--- BEGIN Supplied data ---

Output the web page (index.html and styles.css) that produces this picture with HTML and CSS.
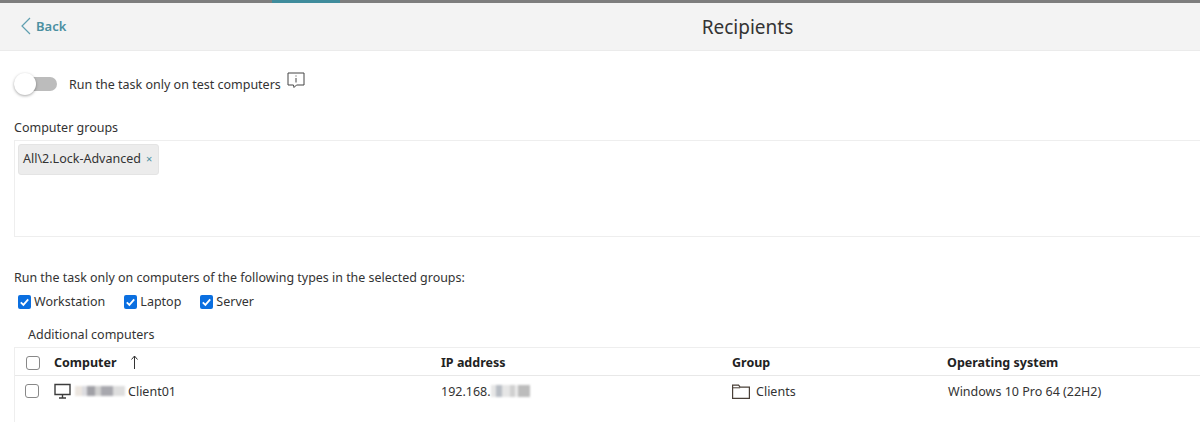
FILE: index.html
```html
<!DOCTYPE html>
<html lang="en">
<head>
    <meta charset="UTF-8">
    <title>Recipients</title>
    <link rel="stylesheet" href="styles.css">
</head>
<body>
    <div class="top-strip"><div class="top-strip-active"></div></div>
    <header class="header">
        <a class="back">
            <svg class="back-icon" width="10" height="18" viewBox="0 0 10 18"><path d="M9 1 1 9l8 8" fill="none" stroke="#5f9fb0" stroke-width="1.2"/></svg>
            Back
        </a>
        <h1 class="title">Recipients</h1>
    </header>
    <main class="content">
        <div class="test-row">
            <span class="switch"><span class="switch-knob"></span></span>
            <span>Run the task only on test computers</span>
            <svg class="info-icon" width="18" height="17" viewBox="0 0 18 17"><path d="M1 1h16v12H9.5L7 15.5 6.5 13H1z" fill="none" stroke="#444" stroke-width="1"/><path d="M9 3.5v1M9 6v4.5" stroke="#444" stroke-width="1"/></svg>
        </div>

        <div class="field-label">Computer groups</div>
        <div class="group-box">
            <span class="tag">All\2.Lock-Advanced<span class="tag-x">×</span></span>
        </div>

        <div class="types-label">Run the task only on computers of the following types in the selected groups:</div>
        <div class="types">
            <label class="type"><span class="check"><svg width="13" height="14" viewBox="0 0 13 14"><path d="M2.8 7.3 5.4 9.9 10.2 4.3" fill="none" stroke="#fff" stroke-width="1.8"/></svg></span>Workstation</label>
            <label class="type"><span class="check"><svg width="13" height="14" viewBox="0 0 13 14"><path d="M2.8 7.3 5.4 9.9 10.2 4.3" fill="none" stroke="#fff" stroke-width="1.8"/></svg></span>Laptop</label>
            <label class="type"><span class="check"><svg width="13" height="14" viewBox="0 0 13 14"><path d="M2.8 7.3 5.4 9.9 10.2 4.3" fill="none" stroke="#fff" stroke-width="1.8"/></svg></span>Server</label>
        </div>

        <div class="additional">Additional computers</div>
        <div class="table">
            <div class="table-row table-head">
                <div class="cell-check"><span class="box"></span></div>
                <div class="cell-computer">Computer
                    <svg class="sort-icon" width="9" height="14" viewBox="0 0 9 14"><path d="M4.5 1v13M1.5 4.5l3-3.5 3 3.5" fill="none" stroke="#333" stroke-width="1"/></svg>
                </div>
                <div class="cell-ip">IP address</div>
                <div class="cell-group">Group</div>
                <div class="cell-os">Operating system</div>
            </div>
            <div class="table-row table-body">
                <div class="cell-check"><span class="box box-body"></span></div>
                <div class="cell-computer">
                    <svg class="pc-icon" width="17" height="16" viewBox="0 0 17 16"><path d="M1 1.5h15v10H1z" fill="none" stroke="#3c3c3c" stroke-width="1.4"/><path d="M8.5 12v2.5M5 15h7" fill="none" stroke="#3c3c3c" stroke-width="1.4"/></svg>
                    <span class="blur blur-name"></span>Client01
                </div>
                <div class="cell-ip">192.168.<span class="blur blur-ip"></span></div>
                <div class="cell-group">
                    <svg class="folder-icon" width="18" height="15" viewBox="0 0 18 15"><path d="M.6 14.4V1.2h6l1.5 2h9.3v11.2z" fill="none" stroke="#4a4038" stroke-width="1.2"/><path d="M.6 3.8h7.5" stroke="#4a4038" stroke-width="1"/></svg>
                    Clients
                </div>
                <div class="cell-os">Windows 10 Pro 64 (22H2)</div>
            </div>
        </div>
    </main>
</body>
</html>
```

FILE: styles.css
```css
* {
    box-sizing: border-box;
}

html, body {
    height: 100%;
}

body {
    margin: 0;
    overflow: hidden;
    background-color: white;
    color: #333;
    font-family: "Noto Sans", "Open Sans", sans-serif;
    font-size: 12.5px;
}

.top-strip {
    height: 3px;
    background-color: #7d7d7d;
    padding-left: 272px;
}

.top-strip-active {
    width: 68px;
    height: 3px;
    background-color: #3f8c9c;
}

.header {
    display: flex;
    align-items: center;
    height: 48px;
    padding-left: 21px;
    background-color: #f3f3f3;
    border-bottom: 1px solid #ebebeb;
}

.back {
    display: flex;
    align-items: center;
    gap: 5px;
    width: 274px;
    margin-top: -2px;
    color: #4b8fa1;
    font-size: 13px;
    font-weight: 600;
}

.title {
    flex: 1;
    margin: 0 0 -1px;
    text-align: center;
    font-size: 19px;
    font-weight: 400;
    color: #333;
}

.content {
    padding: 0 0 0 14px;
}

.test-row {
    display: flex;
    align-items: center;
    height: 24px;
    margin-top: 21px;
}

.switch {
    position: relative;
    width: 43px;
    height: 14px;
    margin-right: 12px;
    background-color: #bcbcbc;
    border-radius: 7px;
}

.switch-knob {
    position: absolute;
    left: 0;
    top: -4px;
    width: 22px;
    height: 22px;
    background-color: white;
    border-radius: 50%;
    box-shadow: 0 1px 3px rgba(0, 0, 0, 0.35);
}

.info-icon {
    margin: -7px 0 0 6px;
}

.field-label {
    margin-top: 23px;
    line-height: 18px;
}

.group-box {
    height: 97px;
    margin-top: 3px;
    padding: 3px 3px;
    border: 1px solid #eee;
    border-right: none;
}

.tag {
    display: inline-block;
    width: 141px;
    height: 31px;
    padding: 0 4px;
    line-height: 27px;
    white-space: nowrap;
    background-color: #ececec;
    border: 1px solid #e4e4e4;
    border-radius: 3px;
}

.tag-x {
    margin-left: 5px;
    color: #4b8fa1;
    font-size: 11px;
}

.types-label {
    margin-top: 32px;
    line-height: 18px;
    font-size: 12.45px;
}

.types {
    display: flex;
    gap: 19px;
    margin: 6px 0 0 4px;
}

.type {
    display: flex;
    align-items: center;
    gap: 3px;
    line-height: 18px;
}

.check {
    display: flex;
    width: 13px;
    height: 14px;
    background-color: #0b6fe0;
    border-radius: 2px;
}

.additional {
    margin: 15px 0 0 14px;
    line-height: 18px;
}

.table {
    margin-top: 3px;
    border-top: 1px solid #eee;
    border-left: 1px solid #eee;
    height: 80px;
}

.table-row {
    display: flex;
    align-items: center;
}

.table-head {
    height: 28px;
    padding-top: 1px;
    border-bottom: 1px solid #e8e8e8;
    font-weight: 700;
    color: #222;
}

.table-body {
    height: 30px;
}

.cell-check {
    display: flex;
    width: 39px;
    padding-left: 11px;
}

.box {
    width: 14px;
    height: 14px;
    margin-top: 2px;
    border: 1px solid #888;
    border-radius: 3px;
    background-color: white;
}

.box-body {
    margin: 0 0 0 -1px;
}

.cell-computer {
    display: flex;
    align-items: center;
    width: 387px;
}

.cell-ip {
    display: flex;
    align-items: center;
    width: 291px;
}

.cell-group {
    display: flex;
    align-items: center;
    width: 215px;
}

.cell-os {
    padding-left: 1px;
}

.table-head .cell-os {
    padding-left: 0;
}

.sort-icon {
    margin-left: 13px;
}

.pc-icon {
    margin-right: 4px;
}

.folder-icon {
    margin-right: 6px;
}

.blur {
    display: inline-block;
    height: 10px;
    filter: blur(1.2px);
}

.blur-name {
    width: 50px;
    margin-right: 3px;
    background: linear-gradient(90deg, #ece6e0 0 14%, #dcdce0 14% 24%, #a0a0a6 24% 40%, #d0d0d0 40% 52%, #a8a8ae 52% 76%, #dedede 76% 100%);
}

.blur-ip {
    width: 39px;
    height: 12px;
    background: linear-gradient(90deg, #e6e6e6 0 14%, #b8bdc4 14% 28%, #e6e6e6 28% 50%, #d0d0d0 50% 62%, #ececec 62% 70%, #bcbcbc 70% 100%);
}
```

--- END Supplied data ---

◆ The exercise
Extract all lines that hold the word "styles".

◆ Task solution
Output the web page (index.html and styles.css) that produces this picture with HTML and CSS.
    <link rel="stylesheet" href="styles.css">
FILE: styles.css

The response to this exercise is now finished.